GOAL OF THE EXERCISE
Begin with the first line of the material and copy each line word for word through the line that contains "const TALL_ROWS = [1, 14];"; the pictures are left out.

DATA LINES
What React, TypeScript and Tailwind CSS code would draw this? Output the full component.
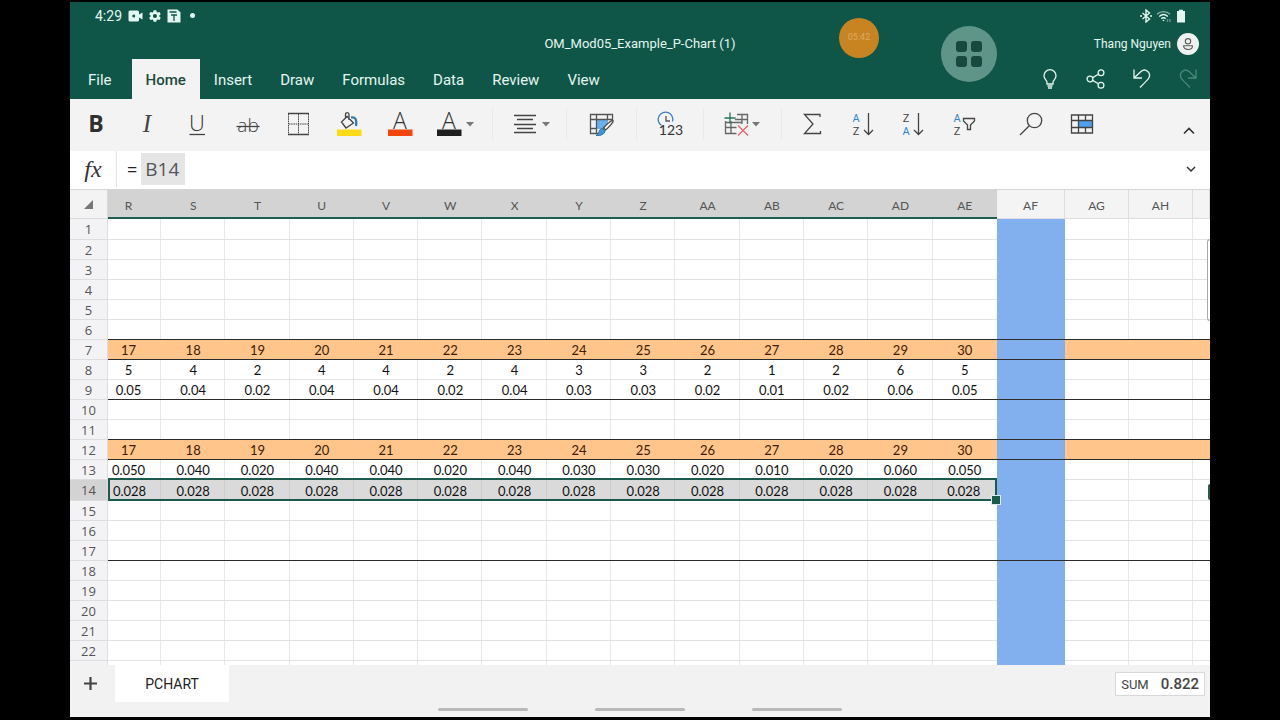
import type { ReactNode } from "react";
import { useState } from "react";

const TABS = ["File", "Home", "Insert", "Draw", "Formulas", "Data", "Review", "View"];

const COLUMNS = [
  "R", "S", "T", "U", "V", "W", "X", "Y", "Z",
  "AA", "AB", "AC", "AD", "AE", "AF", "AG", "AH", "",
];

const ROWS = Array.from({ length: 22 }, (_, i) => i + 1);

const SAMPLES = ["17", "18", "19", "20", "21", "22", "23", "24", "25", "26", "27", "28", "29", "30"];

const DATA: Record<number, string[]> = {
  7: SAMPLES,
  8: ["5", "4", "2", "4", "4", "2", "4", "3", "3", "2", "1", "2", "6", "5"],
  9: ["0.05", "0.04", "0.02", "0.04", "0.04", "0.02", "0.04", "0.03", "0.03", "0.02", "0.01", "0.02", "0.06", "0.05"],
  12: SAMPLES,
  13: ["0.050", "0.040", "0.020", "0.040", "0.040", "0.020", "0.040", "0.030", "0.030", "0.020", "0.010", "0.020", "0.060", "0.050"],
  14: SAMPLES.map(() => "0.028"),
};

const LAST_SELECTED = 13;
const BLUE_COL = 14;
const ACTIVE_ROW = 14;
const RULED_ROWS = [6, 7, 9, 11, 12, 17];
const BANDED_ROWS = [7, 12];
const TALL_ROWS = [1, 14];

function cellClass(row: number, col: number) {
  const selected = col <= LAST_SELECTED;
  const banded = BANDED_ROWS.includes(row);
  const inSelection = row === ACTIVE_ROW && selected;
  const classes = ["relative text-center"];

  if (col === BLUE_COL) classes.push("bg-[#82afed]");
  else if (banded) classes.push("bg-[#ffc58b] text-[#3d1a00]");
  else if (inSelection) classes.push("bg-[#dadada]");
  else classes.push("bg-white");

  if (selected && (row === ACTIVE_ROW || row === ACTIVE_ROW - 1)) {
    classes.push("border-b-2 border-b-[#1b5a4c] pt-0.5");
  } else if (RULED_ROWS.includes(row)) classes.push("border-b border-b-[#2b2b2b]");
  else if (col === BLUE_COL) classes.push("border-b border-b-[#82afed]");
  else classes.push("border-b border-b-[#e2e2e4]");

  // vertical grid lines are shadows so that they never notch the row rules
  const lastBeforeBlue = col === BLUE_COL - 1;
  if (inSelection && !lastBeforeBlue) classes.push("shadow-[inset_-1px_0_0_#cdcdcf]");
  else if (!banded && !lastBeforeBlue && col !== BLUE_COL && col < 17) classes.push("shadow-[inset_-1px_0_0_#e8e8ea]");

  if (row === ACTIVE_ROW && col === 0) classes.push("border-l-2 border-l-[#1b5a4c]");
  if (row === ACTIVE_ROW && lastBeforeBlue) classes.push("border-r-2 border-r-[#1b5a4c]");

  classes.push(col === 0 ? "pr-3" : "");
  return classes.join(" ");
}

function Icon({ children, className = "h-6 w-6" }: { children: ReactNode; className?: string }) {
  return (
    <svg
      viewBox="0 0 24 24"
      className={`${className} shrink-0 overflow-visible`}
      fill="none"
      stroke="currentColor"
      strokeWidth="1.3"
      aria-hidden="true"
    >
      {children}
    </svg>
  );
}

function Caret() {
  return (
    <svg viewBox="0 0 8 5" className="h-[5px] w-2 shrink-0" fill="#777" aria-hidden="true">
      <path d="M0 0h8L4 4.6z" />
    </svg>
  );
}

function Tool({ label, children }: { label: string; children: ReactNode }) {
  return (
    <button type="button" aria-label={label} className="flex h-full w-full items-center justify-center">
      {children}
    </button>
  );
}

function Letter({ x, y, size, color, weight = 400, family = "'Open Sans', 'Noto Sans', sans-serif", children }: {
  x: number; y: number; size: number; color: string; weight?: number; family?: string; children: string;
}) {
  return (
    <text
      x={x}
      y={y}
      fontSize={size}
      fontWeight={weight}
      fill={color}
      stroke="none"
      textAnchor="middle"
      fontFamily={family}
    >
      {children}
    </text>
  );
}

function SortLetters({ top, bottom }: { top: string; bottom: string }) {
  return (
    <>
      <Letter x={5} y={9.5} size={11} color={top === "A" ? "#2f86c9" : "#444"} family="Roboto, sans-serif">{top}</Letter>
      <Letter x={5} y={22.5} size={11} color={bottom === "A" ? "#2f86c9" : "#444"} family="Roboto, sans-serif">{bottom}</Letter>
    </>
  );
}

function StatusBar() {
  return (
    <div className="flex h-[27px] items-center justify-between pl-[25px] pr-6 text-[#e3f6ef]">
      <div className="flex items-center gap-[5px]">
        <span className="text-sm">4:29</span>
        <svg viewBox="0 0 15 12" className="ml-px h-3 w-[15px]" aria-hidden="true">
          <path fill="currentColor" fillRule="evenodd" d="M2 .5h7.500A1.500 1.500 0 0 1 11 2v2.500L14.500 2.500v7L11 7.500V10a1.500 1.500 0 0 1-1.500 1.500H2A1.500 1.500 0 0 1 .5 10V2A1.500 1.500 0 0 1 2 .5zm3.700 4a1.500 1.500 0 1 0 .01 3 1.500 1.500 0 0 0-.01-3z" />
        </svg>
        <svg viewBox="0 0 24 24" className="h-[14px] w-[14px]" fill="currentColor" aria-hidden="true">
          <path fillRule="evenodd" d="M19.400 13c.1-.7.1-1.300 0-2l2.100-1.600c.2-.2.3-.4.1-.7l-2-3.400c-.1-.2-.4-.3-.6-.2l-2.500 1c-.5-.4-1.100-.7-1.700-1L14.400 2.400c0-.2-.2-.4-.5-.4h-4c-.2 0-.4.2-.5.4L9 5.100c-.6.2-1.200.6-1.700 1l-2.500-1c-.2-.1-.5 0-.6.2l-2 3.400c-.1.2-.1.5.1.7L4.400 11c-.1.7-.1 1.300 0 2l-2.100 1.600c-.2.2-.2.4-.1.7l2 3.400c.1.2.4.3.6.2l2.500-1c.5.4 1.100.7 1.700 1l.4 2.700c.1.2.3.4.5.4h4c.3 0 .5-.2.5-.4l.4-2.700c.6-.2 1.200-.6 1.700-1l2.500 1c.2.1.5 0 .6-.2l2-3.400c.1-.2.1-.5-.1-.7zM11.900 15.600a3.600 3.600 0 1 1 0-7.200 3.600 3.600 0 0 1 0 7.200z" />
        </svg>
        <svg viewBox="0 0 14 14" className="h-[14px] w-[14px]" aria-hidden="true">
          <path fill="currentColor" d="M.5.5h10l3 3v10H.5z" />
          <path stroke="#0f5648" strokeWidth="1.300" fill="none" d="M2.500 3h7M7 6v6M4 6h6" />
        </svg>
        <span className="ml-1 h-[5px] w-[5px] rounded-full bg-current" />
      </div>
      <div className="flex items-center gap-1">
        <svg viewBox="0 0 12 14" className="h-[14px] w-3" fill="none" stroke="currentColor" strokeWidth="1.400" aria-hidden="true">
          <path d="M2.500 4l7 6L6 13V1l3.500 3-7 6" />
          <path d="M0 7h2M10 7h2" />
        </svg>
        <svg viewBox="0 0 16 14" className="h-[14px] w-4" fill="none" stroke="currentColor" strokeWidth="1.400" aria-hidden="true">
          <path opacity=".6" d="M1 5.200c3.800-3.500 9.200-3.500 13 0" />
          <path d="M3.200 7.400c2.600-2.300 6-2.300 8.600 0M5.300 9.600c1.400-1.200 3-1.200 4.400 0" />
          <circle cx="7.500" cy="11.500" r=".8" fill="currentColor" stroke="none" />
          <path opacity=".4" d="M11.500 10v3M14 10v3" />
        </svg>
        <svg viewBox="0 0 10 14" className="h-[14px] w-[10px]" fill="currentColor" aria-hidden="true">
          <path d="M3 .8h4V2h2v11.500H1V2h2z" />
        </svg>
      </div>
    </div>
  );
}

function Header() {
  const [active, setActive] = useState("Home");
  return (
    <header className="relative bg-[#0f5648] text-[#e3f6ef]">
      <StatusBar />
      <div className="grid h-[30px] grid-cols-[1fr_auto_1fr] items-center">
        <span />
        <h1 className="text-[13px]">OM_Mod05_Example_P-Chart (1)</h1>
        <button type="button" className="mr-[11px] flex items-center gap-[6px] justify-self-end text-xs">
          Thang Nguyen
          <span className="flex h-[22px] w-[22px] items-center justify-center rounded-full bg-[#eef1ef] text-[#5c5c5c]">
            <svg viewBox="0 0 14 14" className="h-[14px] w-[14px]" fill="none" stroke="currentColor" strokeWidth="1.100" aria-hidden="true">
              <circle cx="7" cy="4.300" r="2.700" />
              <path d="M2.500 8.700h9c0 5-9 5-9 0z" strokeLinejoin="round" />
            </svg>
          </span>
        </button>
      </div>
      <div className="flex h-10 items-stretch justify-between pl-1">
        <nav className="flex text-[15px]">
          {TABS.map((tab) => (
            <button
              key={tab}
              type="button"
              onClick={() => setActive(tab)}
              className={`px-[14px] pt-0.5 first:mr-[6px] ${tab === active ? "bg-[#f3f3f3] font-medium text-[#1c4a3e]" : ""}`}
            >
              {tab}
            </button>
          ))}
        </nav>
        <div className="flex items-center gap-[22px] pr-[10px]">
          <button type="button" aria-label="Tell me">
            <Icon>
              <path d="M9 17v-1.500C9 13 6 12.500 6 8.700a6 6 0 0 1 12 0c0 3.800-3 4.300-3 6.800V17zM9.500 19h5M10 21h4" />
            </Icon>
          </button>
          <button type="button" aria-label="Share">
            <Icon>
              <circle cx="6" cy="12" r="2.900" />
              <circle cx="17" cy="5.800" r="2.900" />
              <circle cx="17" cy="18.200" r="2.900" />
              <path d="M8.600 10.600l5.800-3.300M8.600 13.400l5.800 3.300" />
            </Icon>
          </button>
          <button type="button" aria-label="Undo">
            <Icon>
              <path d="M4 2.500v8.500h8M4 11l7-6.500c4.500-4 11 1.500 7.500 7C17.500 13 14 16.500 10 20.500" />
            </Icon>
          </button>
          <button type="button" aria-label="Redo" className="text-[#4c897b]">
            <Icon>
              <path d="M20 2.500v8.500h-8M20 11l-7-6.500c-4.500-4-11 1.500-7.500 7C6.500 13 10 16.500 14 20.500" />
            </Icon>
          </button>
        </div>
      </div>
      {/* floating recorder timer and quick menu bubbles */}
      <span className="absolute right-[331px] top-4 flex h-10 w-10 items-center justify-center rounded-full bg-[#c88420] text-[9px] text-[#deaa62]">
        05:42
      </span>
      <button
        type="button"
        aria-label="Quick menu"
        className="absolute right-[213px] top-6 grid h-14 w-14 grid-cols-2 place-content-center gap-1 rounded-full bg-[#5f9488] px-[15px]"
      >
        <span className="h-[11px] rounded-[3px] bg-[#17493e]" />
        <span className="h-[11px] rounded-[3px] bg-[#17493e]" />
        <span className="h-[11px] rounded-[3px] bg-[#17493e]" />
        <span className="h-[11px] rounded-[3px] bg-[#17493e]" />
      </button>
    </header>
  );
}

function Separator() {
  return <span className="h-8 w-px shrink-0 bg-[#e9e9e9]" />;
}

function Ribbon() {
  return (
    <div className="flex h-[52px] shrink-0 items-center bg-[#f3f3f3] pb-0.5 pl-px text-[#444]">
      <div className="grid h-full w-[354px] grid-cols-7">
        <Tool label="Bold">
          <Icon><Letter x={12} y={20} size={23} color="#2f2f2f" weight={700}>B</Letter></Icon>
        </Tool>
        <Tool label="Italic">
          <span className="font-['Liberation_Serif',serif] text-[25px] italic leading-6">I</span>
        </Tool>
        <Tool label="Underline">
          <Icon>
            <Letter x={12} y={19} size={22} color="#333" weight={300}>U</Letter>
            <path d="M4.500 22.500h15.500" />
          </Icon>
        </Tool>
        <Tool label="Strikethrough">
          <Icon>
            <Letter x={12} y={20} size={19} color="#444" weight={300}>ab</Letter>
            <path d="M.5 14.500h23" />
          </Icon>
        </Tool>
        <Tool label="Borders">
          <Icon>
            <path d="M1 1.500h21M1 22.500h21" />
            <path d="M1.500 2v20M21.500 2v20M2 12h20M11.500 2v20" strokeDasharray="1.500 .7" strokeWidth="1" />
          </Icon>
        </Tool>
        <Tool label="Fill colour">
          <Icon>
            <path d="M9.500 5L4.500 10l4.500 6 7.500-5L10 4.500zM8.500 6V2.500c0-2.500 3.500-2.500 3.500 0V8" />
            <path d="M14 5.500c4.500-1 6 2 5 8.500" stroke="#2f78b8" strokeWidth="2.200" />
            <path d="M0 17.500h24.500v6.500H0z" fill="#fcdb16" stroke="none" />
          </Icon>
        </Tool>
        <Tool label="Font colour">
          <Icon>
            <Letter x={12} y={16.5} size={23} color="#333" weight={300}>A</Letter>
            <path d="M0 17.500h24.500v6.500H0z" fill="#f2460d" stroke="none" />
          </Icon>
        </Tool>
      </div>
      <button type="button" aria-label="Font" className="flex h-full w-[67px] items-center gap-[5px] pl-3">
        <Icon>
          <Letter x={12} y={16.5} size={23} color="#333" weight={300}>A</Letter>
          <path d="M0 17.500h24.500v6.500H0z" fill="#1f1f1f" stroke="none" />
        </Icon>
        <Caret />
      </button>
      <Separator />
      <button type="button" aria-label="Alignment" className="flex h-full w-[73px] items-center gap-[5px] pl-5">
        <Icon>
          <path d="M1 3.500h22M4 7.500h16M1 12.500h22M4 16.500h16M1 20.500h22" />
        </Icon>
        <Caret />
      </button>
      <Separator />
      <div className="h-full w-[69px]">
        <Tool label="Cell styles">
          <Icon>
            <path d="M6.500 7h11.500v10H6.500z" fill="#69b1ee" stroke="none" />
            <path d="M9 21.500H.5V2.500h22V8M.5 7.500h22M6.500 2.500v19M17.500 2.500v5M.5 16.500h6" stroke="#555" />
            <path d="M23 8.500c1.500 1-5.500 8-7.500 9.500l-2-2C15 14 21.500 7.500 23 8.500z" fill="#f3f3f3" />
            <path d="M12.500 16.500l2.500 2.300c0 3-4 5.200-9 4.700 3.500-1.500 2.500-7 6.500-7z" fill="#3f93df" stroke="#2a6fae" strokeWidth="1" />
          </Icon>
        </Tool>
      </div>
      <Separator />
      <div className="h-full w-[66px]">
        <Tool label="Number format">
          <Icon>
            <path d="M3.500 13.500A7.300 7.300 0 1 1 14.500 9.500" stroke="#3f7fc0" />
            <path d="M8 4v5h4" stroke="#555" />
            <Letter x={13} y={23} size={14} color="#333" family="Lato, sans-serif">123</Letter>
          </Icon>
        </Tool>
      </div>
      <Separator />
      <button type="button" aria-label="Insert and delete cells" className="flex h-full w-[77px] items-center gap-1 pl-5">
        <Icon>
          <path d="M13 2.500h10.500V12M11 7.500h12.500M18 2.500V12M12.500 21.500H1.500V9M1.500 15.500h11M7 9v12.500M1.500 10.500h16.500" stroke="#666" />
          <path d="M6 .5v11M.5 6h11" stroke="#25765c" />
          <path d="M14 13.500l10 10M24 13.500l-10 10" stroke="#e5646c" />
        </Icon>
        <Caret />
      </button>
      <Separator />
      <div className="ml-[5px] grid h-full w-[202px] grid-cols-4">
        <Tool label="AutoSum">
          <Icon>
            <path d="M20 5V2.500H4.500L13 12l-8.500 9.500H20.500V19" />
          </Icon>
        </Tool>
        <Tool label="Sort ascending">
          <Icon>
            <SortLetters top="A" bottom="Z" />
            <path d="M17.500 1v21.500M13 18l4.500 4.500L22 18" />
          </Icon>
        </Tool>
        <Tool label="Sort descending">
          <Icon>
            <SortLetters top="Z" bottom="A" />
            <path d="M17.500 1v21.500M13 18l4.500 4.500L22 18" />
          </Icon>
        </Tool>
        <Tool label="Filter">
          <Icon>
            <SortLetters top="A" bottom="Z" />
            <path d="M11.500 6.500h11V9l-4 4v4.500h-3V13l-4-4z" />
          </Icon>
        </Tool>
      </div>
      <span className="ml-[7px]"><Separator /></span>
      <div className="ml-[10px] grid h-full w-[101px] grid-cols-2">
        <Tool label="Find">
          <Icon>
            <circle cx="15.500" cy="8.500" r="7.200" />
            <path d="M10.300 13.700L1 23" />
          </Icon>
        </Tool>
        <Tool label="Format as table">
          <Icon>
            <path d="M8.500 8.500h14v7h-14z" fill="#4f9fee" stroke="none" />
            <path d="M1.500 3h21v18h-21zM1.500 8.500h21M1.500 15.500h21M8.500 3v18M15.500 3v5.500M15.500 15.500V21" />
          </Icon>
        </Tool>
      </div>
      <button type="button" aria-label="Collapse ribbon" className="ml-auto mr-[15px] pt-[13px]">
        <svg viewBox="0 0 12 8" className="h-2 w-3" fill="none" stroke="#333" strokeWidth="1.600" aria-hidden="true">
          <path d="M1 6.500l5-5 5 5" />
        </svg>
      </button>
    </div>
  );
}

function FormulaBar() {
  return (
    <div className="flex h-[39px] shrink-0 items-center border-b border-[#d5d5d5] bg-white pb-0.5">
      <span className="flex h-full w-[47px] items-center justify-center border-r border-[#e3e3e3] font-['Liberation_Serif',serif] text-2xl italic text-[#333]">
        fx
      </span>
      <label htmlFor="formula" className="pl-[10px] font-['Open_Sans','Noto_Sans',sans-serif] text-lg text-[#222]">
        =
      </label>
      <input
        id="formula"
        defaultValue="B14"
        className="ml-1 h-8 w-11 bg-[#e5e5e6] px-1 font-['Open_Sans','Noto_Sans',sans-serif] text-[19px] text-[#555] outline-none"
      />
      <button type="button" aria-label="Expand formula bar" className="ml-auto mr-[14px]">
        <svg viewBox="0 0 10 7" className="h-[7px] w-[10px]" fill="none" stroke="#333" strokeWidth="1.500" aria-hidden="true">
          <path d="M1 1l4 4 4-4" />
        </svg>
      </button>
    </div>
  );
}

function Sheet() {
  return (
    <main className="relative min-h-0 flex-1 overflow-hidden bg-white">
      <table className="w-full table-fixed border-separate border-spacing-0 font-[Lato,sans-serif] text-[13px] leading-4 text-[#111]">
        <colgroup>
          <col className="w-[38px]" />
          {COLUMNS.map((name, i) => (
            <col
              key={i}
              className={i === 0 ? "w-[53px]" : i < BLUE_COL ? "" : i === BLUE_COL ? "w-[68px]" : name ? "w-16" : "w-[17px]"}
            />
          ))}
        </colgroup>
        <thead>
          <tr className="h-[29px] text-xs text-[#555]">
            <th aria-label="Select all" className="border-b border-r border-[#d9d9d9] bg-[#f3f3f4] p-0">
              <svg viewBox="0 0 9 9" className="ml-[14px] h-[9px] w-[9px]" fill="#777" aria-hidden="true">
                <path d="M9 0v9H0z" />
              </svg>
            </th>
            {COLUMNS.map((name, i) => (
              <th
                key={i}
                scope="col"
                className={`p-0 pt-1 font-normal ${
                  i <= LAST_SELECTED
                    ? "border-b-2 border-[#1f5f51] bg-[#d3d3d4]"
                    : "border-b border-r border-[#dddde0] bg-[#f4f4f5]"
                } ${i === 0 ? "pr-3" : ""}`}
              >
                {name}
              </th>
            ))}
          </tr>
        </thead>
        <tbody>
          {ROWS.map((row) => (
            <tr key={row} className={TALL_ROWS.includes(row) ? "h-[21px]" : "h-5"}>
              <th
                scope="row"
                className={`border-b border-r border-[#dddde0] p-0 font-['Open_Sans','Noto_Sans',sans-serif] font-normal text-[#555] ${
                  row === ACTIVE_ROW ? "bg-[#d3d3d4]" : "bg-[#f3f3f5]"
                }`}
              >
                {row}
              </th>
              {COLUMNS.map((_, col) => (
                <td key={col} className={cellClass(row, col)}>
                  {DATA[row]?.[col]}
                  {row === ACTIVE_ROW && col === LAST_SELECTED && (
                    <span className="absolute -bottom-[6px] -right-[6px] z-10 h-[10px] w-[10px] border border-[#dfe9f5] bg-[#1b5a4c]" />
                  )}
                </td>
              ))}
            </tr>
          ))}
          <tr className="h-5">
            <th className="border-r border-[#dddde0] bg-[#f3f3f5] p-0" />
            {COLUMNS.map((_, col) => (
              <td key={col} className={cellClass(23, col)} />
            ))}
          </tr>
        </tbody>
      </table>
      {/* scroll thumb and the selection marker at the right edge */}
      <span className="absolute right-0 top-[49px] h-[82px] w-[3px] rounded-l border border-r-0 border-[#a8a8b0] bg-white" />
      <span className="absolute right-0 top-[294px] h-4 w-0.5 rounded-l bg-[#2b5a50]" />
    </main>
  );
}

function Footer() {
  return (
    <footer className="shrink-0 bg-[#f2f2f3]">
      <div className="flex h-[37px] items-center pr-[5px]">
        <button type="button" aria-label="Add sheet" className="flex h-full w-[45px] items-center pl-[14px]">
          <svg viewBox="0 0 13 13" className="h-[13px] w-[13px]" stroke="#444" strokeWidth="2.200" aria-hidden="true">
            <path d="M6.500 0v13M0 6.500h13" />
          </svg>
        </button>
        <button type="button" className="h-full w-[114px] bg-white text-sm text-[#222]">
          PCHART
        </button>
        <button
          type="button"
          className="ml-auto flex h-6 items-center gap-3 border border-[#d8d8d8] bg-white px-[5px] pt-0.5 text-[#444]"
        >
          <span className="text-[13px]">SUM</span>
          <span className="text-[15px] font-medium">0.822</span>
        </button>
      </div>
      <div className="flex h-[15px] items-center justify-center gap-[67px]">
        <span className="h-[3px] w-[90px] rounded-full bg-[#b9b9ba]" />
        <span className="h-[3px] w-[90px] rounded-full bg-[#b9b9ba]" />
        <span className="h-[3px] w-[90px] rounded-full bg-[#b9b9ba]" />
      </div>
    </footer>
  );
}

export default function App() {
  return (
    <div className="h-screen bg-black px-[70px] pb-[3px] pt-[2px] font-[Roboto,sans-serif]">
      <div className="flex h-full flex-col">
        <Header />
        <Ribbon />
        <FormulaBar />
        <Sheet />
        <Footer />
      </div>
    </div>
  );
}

RESULT FOR THIS EXERCISE
What React, TypeScript and Tailwind CSS code would draw this? Output the full component.
import type { ReactNode } from "react";
import { useState } from "react";

const TABS = ["File", "Home", "Insert", "Draw", "Formulas", "Data", "Review", "View"];

const COLUMNS = [
  "R", "S", "T", "U", "V", "W", "X", "Y", "Z",
  "AA", "AB", "AC", "AD", "AE", "AF", "AG", "AH", "",
];

const ROWS = Array.from({ length: 22 }, (_, i) => i + 1);

const SAMPLES = ["17", "18", "19", "20", "21", "22", "23", "24", "25", "26", "27", "28", "29", "30"];

const DATA: Record<number, string[]> = {
  7: SAMPLES,
  8: ["5", "4", "2", "4", "4", "2", "4", "3", "3", "2", "1", "2", "6", "5"],
  9: ["0.05", "0.04", "0.02", "0.04", "0.04", "0.02", "0.04", "0.03", "0.03", "0.02", "0.01", "0.02", "0.06", "0.05"],
  12: SAMPLES,
  13: ["0.050", "0.040", "0.020", "0.040", "0.040", "0.020", "0.040", "0.030", "0.030", "0.020", "0.010", "0.020", "0.060", "0.050"],
  14: SAMPLES.map(() => "0.028"),
};

const LAST_SELECTED = 13;
const BLUE_COL = 14;
const ACTIVE_ROW = 14;
const RULED_ROWS = [6, 7, 9, 11, 12, 17];
const BANDED_ROWS = [7, 12];
const TALL_ROWS = [1, 14];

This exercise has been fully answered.